Given exercise: In the data below, find every line that has the string "html", and copy it.

— Start —

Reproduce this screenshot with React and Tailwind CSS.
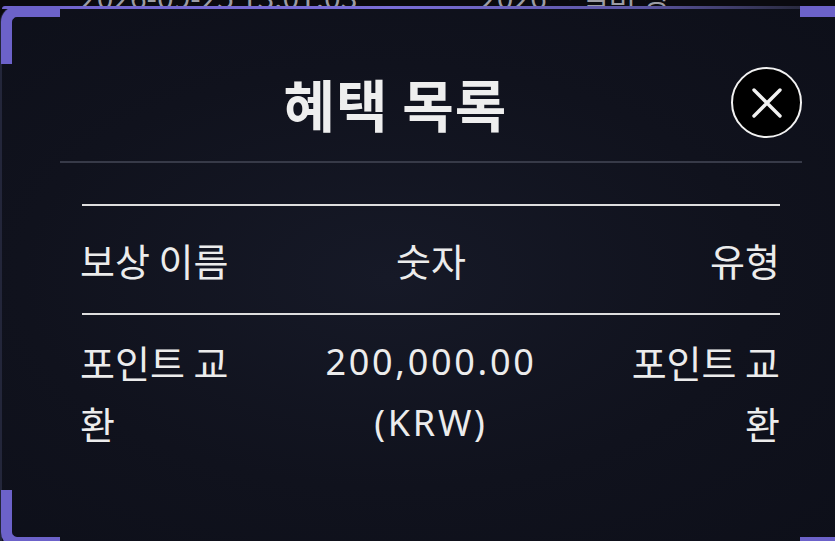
export default function App() {
  const kr = { fontFamily: '"Noto Sans CJK KR", "Noto Sans", sans-serif' };
  const num = { fontFamily: '"Noto Sans", "Noto Sans CJK KR", sans-serif' };
  return (
    <div className="w-[835px] h-[541px] overflow-hidden bg-[#0a0a0f] relative" style={kr}>
      {/* page behind modal */}
      <div className="h-[6px] overflow-hidden">
        <div className="-mt-[19px] flex text-[30px] leading-[30px] text-[#9c9ca4]">
          <span className="ml-[80px] w-[400px]">2026-09-25 13:01:03</span>
          <span>2026스 설비 상</span>
        </div>
      </div>

      {/* modal */}
      <div className="relative w-[860px] h-[542px] rounded-t-[16px] border-l-2 border-[#23263a] bg-[radial-gradient(ellipse_at_45%_50%,#161927_0%,#10121d_55%,#0d0f19_100%)]">
        <div className="h-[3px] rounded-t-[16px] bg-[linear-gradient(90deg,#6f63cc_0%,#7a6ed8_45%,#5b55a0_75%,#2c2d44_92%,#1a1c2a_100%)]"></div>

        {/* corners */}
        <div className="absolute left-[-1px] top-0 w-[59px] h-[58px] border-l-[11px] border-t-[11px] border-[#6c62c9] rounded-tl-[16px]"></div>
        <div className="absolute right-0 top-0 w-[60px] h-[58px] border-r-[11px] border-t-[11px] border-[#6c62c9] rounded-tr-[16px]"></div>
        <div className="absolute left-[-1px] bottom-0 w-[59px] h-[58px] border-l-[11px] border-b-[11px] border-[#6c62c9] rounded-bl-[16px]"></div>
        <div className="absolute right-0 bottom-0 w-[60px] h-[58px] border-r-[11px] border-b-[11px] border-[#6c62c9] rounded-br-[16px]"></div>

        <div className="px-[58px]">
          {/* header */}
          <div className="pt-[58px] flex items-center">
            <div className="flex-1 text-center text-[56px] leading-[71px] font-bold text-[#eeeeee] tracking-[1px]">
              혜택 목록
            </div>
            <button className="w-[71px] h-[71px] rounded-full bg-black border-2 border-[#f2f2f2] flex items-center justify-center">
              <svg width="32" height="32" viewBox="0 0 32 32">
                <path d="M3 3 L29 29 M29 3 L3 29" stroke="#f2f2f2" strokeWidth="3.4" strokeLinecap="round" fill="none" />
              </svg>
            </button>
          </div>
          <div className="mt-[23px] h-[2px] bg-[#373a48]"></div>

          {/* table */}
          <div className="px-[22px] mt-[41px]">
            <div className="h-[2px] bg-[#dedede]"></div>
            <div className="grid grid-cols-3 items-center h-[107px] text-[38px] text-[#ececec]">
              <div className="text-left -ml-[2px]">보상 이름</div>
              <div className="text-center">숫자</div>
              <div className="text-right">유형</div>
            </div>
            <div className="h-[2px] bg-[#dedede]"></div>
            <div className="grid grid-cols-3 pt-[16px] text-[38px] leading-[61px] text-[#ececec]">
              <div className="text-left -ml-[2px]">
                <div>포인트 교</div>
                <div>환</div>
              </div>
              <div className="text-center text-[36px] tracking-[2.7px]" style={num}>
                <div>200,000.00</div>
                <div>(KRW)</div>
              </div>
              <div className="text-right">
                <div>포인트 교</div>
                <div>환</div>
              </div>
            </div>
          </div>
        </div>
      </div>
    </div>
  );
}
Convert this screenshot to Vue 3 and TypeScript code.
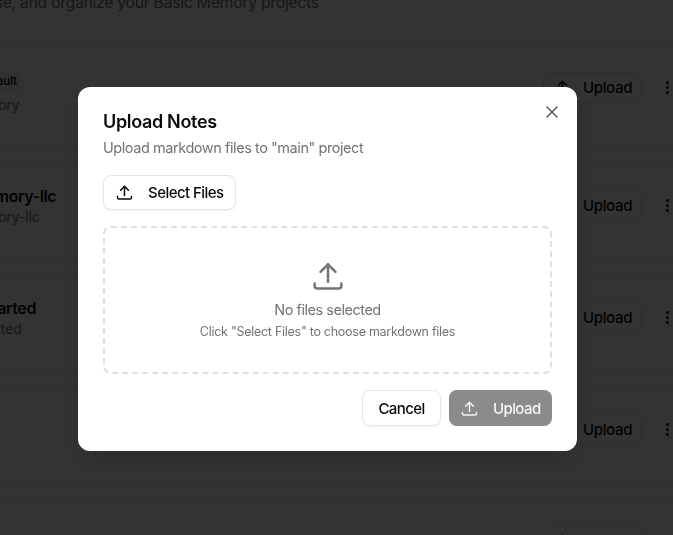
<script setup lang="ts">
interface Project {
  name: string;
  path: string;
  isDefault?: boolean;
}

const projects: Project[] = [
  { name: 'main', path: 'basic-memory', isDefault: true },
  { name: 'basic-memory-llc', path: 'basic-memory-llc' },
  { name: 'getting-started', path: 'getting-started' },
  { name: 'research', path: 'research' },
  { name: 'archive', path: 'archive' },
];

// same tray + arrow everywhere, only the size changes
const uploadPaths = [
  'M4 16.5v1.5a1.5 1.5 0 0 0 1.5 1.5h13a1.5 1.5 0 0 0 1.5-1.5v-1.5',
  'M7.5 9.5l4.5-4.5l4.5 4.5',
  'M12 5v10.5',
];
</script>

<template>
  <div class="page">
    <p class="lead">Create, browse, and organize your Basic Memory projects</p>
    <div class="list">
      <div v-for="project in projects" :key="project.name" class="card">
        <div class="info">
          <div class="name-row">
            <span class="name">{{ project.name }}</span>
            <span v-if="project.isDefault" class="badge">Default</span>
          </div>
          <div class="path">{{ project.path }}</div>
        </div>
        <div class="actions">
          <button class="btn-outline" type="button">
            <svg class="icon" viewBox="0 0 24 24" aria-hidden="true">
              <path v-for="d in uploadPaths" :key="d" :d="d" />
            </svg>
            <span>Upload</span>
          </button>
          <span class="dots"><i></i><i></i><i></i></span>
        </div>
      </div>
    </div>
  </div>

  <div class="overlay">
    <div class="modal">
      <button class="close" type="button" aria-label="Close">
        <svg viewBox="0 0 24 24" aria-hidden="true">
          <path d="M18 6L6 18" />
          <path d="M6 6l12 12" />
        </svg>
      </button>
      <h2 class="title">Upload Notes</h2>
      <p class="subtitle">Upload markdown files to "main" project</p>
      <button class="select" type="button">
        <svg class="icon" viewBox="0 0 24 24" aria-hidden="true">
          <path v-for="d in uploadPaths" :key="d" :d="d" />
        </svg>
        <span>Select Files</span>
      </button>
      <div class="dropzone">
        <svg class="drop-icon" viewBox="0 0 24 24" aria-hidden="true">
          <path v-for="d in uploadPaths" :key="d" :d="d" />
        </svg>
        <div class="empty">No files selected</div>
        <div class="hint">Click "Select Files" to choose markdown files</div>
      </div>
      <div class="footer">
        <button class="cancel" type="button">Cancel</button>
        <button class="submit" type="button">
          <svg class="icon" viewBox="0 0 24 24" aria-hidden="true">
            <path v-for="d in uploadPaths" :key="d" :d="d" />
          </svg>
          <span>Upload</span>
        </button>
      </div>
    </div>
  </div>
</template>

<style>
html,
body {
  overflow: hidden;
  background: #fff;
}
</style>

<style scoped>
* {
  box-sizing: border-box;
}

.page {
  height: 535px;
  overflow: hidden;
  font-family: Inter, "Noto Sans", sans-serif;
  color: #0a0a0a;
}

.lead {
  margin: -10px 0 0 -98px;
  font-size: 16px;
  line-height: 24px;
  letter-spacing: -0.4px;
  white-space: nowrap;
  color: #737373;
}

.list {
  display: flex;
  flex-direction: column;
  gap: 16px;
  margin: 30px -10px 0 -92px;
}

.card {
  display: flex;
  justify-content: space-between;
  align-items: flex-start;
  padding: 22px 13px 30px 16px;
  border: 1px solid #e5e5e5;
  border-radius: 12px;
}

.name-row {
  display: flex;
  align-items: center;
  gap: 8px;
}

.name {
  font-size: 16px;
  line-height: 22px;
  font-weight: 600;
  letter-spacing: -0.4px;
}

.card:first-child .name-row {
  height: 28px;
}

.badge {
  padding: 2px 8px;
  border-radius: 6px;
  background: #f5f5f5;
  font-size: 12px;
  line-height: 16px;
  font-weight: 500;
  letter-spacing: -0.2px;
}

.path {
  font-size: 14px;
  line-height: 20px;
  letter-spacing: -0.15px;
  color: #737373;
}

.actions {
  display: flex;
  align-items: center;
  gap: 24px;
  margin-top: 5px;
}

.btn-outline {
  display: flex;
  align-items: center;
  gap: 10px;
  width: 99px;
  height: 31px;
  padding: 0 0 0 8px;
  border: 1px solid #e5e5e5;
  border-radius: 8px;
  background: #fff;
  font: 500 15px Inter, sans-serif;
  letter-spacing: -0.35px;
  color: #0a0a0a;
}

.dots {
  display: flex;
  flex-direction: column;
  gap: 2px;
}

.dots i {
  width: 3px;
  height: 3px;
  border-radius: 50%;
  background: #0a0a0a;
}

.icon {
  flex: none;
  width: 21px;
  height: 21px;
  fill: none;
  stroke: currentColor;
  stroke-width: 1.7;
  stroke-linecap: round;
  stroke-linejoin: round;
}

.overlay {
  position: fixed;
  inset: 0;
  display: flex;
  align-items: flex-start;
  justify-content: flex-start;
  padding: 87px 0 0 78px;
  background: rgb(0 0 0 / 80%);
  font-family: Inter, "Noto Sans", sans-serif;
}

.modal {
  position: relative;
  display: flex;
  flex-direction: column;
  align-items: flex-start;
  width: 499px;
  height: 364px;
  padding: 25px;
  border-radius: 12px;
  background: #fff;
  box-shadow: 0 8px 24px rgb(0 0 0 / 15%);
}

.close {
  position: absolute;
  top: 15px;
  right: 15px;
  display: flex;
  padding: 0;
  border: 0;
  background: none;
  color: #525252;
}

.close svg {
  width: 20px;
  height: 20px;
  fill: none;
  stroke: currentColor;
  stroke-width: 1.6;
  stroke-linecap: round;
}

.title {
  margin: 0;
  font-size: 18px;
  line-height: 20px;
  font-weight: 600;
  letter-spacing: -0.33px;
  color: #0a0a0a;
}

.subtitle {
  margin: 6px 0 0;
  font-size: 14.5px;
  line-height: 20px;
  letter-spacing: -0.44px;
  color: #737373;
}

.select {
  display: flex;
  align-items: center;
  gap: 13px;
  width: 133px;
  height: 35px;
  margin-top: 17px;
  padding: 0 0 0 10px;
  border: 1px solid #e5e5e5;
  border-radius: 8px;
  background: #fff;
  box-shadow: 0 1px 2px rgb(0 0 0 / 5%);
  font: 500 15px Inter, sans-serif;
  letter-spacing: -0.55px;
  color: #0a0a0a;
}

.dropzone {
  display: flex;
  flex-direction: column;
  align-items: center;
  width: 449px;
  height: 148px;
  margin-top: 16px;
  padding-top: 28px;
  border: 2px dashed #e0e0e0;
  border-radius: 8px;
}

.drop-icon {
  width: 40px;
  height: 40px;
  fill: none;
  stroke: #737373;
  stroke-width: 1.5;
  stroke-linecap: round;
  stroke-linejoin: round;
}

.empty {
  margin-top: 2px;
  font-size: 14.5px;
  line-height: 24px;
  letter-spacing: -0.47px;
  color: #737373;
}

.hint {
  font-size: 12.5px;
  line-height: 20px;
  letter-spacing: -0.27px;
  color: #737373;
}

.footer {
  display: flex;
  justify-content: flex-end;
  gap: 8px;
  width: 449px;
  margin-top: 16px;
}

.cancel,
.submit {
  display: flex;
  align-items: center;
  height: 36px;
  border-radius: 8px;
  font: 500 15px Inter, sans-serif;
  letter-spacing: -0.6px;
}

.cancel {
  justify-content: center;
  width: 79px;
  padding: 0;
  border: 1px solid #e5e5e5;
  background: #fff;
  box-shadow: 0 1px 2px rgb(0 0 0 / 5%);
  color: #0a0a0a;
}

.submit {
  gap: 13px;
  width: 103px;
  padding: 0 0 0 10px;
  border: 0;
  background: #8b8b8b;
  color: #f5f5f5;
}
</style>
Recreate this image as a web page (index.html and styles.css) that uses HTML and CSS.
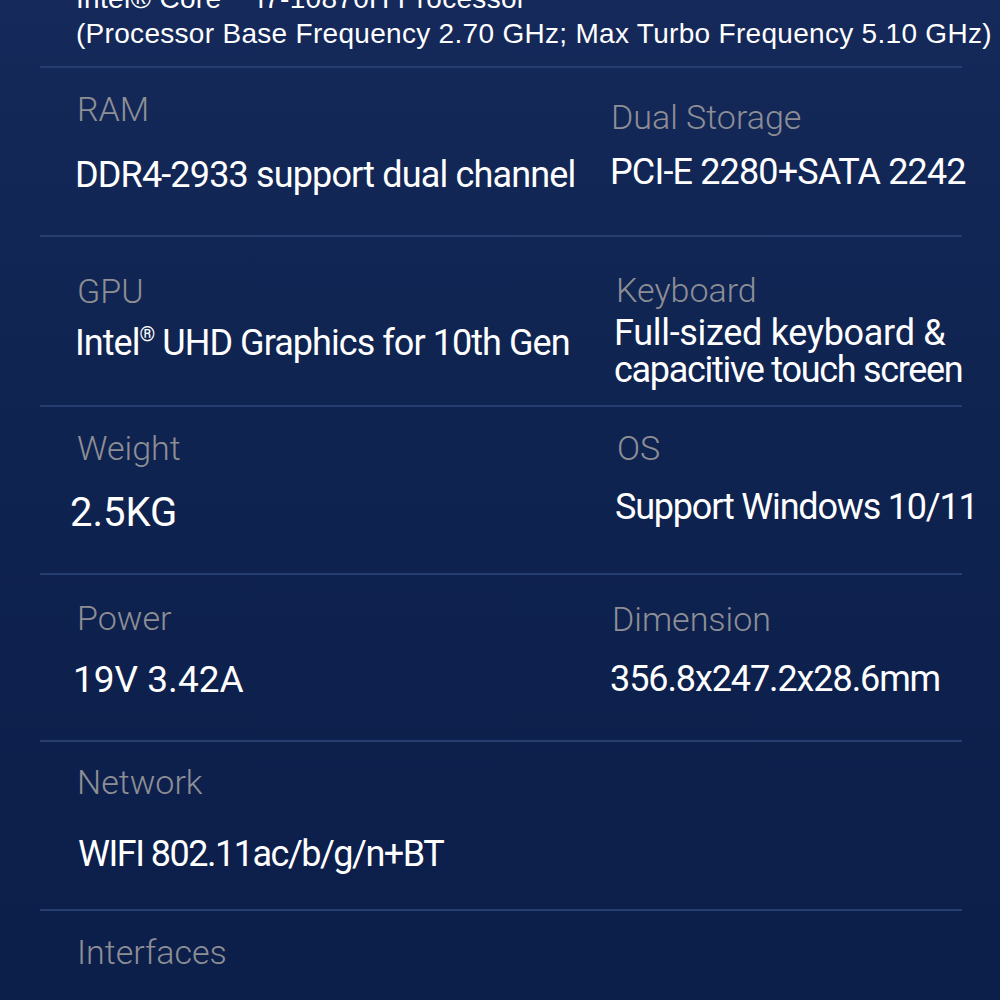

— End —

Reply to the task:
html,
Recreate this image as a web page (index.html and styles.css) that uses HTML and CSS.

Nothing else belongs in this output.